Supplied data —
________________

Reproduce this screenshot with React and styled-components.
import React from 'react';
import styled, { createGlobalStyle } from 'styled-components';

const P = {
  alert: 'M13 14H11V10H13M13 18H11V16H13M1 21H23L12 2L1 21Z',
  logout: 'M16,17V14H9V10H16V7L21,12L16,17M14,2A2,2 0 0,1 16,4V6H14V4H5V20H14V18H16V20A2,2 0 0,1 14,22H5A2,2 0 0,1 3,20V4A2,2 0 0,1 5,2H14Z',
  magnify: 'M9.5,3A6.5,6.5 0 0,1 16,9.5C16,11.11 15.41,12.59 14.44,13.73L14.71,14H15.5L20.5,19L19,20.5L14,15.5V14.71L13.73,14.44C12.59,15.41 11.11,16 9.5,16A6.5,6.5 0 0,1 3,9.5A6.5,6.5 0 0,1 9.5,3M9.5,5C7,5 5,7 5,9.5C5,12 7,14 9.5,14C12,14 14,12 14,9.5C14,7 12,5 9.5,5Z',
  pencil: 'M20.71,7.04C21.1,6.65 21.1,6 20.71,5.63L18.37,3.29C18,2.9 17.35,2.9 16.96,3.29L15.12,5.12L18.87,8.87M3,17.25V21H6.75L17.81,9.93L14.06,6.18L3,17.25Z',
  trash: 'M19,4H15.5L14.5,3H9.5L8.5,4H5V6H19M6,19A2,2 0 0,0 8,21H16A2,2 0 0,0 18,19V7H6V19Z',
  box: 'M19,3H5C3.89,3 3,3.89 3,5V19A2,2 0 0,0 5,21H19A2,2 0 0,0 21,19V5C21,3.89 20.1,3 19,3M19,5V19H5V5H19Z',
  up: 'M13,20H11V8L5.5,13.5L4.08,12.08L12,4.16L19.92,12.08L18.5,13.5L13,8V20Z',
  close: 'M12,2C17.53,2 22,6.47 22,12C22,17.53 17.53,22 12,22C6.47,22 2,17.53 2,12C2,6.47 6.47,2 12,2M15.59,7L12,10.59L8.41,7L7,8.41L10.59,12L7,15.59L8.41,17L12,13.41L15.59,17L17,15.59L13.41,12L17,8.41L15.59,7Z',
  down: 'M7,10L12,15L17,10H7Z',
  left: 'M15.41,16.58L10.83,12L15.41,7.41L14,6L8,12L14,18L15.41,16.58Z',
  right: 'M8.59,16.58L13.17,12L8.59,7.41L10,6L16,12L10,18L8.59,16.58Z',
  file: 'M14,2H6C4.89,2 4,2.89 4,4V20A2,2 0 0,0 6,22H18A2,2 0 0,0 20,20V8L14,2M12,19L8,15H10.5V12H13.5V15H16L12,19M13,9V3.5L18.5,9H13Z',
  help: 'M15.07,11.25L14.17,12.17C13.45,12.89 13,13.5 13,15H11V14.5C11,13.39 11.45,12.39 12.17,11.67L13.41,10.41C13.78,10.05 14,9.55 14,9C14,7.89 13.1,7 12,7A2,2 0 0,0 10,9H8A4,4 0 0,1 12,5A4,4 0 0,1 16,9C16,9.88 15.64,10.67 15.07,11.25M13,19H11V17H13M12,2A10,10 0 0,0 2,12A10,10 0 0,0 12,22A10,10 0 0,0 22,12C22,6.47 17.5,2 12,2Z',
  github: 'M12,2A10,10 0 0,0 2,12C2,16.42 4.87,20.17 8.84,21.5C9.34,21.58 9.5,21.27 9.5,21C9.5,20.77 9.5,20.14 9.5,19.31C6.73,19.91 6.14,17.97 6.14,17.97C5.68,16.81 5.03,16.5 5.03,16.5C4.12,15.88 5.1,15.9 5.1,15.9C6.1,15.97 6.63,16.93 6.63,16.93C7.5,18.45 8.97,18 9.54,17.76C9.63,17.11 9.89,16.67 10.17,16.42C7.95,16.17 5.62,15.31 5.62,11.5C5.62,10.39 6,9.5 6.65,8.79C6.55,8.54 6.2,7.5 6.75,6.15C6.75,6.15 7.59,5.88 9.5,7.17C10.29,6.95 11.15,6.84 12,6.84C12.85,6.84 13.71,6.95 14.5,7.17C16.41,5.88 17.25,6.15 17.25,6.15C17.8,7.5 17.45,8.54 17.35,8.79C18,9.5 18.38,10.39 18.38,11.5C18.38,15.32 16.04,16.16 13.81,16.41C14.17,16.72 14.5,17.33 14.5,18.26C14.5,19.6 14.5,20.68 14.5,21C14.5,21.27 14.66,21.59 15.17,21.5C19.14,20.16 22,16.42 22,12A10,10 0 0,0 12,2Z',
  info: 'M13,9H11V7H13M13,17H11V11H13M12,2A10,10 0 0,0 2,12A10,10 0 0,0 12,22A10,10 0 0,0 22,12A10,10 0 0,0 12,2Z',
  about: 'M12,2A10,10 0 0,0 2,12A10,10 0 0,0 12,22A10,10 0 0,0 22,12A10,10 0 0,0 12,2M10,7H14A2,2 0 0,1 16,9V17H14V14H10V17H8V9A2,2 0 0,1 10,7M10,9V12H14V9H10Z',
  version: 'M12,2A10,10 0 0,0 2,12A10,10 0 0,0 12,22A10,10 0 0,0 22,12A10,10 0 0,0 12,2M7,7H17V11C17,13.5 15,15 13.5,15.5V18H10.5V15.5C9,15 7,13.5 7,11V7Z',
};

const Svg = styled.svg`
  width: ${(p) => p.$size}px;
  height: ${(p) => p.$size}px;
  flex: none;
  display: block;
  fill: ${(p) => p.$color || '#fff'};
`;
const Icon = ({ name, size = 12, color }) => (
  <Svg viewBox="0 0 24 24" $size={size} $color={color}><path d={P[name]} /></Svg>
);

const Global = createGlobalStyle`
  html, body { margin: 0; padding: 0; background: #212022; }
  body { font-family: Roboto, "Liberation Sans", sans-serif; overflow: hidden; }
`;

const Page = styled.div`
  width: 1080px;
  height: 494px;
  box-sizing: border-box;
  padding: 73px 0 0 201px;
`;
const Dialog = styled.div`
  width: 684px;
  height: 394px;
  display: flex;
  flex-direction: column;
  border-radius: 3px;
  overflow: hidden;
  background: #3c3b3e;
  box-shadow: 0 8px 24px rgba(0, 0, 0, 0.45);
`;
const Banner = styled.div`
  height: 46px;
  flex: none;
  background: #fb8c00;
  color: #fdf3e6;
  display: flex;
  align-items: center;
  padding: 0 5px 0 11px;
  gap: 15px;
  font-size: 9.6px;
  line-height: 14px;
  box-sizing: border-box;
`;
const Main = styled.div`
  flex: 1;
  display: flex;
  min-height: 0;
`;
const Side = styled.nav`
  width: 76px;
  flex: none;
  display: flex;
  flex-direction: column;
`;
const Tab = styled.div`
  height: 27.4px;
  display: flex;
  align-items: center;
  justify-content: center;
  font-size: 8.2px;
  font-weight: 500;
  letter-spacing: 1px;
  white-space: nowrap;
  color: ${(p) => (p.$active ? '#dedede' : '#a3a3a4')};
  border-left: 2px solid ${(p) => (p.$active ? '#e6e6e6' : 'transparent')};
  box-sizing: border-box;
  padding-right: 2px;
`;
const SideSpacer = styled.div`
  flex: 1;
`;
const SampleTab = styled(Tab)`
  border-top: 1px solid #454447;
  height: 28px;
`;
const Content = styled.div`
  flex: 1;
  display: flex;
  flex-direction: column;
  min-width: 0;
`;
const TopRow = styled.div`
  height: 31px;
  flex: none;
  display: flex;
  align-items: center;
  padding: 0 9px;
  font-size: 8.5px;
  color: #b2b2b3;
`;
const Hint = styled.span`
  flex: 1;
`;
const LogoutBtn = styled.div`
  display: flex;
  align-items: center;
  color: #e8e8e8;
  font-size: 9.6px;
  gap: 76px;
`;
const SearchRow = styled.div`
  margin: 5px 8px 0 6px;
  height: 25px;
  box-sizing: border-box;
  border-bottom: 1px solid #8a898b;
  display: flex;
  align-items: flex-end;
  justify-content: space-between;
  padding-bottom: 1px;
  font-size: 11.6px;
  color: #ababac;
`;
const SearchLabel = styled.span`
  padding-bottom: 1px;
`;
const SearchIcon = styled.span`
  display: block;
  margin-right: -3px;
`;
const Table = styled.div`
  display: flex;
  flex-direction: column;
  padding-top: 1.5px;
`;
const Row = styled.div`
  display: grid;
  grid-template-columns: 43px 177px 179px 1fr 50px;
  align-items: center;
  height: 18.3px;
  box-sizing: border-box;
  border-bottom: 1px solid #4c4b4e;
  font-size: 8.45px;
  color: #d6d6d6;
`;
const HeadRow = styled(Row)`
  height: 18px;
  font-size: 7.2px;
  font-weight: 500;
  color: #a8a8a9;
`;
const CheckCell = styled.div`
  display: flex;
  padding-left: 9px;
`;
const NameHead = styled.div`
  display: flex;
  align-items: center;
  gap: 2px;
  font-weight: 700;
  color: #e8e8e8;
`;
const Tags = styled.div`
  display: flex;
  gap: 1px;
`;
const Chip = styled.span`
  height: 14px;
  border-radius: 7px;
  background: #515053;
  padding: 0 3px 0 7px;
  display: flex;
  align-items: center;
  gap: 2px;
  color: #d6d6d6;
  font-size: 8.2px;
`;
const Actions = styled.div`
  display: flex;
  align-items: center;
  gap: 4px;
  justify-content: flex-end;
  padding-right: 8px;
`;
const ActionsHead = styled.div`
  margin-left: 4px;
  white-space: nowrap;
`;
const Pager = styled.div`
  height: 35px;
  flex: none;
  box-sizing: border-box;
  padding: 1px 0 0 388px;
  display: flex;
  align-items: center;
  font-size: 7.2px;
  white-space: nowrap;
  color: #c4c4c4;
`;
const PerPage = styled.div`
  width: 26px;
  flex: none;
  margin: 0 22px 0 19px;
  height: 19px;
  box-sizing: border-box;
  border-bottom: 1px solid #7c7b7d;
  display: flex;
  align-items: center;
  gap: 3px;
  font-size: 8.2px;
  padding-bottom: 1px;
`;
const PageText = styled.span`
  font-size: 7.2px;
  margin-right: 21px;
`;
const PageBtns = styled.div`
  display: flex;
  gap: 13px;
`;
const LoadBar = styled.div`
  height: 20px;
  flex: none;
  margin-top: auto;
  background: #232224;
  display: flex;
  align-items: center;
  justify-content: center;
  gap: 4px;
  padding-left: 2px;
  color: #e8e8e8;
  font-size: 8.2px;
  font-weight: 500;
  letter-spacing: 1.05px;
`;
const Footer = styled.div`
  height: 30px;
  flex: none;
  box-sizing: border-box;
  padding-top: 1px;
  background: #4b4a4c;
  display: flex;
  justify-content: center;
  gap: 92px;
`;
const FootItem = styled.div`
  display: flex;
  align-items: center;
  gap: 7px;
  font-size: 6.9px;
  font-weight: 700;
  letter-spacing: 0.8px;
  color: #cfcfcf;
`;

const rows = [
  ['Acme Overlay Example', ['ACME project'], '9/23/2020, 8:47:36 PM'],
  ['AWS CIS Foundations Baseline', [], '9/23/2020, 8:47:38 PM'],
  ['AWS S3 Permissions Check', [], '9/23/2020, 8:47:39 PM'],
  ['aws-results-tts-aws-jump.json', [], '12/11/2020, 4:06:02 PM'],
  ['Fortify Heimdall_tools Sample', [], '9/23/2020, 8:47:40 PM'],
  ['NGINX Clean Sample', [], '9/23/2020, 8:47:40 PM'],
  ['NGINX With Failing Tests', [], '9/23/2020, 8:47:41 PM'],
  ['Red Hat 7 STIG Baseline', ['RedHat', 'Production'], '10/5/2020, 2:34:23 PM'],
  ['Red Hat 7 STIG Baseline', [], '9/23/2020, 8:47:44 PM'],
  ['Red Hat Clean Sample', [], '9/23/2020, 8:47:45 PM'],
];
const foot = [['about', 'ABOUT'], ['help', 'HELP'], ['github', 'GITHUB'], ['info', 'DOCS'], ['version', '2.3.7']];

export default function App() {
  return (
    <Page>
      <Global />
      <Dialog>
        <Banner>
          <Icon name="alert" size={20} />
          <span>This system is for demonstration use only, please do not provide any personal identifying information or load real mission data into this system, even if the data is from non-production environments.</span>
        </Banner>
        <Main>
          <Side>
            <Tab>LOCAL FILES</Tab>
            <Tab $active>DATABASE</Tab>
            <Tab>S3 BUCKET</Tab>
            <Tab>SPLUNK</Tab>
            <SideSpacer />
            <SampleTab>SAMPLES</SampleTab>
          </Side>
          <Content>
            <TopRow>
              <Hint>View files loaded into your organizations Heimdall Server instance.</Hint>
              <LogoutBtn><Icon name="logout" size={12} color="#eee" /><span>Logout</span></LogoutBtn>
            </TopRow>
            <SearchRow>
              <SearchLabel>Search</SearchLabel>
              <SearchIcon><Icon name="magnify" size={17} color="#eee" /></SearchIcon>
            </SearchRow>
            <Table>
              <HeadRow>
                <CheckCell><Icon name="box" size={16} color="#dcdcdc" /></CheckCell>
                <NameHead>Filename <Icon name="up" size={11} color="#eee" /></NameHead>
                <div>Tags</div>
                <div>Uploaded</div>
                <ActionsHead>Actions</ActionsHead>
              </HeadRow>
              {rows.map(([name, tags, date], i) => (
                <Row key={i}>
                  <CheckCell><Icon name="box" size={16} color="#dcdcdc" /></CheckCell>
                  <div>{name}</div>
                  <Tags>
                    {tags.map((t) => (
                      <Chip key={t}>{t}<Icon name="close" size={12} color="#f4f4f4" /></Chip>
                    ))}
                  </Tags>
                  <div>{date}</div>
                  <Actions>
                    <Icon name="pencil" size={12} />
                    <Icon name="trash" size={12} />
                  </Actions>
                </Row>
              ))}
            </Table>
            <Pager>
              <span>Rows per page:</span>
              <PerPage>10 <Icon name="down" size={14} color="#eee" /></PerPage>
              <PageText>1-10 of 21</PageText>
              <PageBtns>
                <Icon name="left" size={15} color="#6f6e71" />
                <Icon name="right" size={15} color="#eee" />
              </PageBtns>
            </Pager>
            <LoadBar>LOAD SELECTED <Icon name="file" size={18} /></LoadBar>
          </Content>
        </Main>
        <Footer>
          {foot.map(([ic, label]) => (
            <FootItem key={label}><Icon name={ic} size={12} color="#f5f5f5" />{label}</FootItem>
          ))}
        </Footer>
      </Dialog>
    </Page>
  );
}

________________

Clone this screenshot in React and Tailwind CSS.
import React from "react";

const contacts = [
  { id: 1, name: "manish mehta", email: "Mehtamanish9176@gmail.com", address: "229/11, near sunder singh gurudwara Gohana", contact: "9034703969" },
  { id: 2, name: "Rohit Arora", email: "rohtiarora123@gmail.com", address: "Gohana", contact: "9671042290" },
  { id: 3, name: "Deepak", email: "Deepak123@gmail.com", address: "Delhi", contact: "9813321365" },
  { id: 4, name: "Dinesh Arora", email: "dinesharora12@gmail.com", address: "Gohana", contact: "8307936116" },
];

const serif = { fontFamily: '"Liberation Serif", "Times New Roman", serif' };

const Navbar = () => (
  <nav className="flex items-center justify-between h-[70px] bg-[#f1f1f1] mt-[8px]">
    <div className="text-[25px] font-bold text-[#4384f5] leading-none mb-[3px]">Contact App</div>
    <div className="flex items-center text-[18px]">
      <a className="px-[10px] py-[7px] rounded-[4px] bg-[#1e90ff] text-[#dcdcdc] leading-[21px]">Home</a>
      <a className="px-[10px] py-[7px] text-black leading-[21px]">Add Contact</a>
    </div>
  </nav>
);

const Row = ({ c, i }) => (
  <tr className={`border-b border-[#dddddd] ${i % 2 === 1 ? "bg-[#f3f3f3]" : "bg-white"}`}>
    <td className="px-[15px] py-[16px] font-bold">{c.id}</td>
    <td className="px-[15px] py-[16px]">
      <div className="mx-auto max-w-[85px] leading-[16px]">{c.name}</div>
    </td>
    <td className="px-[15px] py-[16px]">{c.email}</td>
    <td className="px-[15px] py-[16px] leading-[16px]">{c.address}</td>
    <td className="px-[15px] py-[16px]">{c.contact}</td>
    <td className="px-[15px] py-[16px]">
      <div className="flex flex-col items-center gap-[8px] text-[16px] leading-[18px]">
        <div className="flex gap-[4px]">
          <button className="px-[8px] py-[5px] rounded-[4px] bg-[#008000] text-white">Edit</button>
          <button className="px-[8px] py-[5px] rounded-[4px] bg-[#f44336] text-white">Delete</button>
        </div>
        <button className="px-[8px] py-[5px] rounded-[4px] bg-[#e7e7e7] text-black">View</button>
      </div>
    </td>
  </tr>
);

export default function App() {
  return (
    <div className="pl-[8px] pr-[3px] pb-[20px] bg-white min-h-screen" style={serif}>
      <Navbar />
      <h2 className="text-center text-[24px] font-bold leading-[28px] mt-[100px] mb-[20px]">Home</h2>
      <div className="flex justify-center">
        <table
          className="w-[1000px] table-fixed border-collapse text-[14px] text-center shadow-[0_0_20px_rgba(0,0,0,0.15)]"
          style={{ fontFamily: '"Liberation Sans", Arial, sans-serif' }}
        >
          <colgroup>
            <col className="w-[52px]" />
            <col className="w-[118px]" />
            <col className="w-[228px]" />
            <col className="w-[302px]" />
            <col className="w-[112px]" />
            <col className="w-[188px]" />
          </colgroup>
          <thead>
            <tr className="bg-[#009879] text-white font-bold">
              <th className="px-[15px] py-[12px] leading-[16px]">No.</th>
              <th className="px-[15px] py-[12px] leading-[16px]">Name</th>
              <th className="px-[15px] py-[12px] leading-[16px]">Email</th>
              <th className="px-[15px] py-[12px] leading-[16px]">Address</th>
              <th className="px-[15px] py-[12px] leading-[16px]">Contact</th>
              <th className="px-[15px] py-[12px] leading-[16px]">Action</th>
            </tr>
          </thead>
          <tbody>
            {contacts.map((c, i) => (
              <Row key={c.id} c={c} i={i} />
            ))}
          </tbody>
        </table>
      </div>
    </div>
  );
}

________________

Go through the records above and copy every line with the word "components".

Reproduce this screenshot with React and styled-components.
import styled, { createGlobalStyle } from 'styled-components';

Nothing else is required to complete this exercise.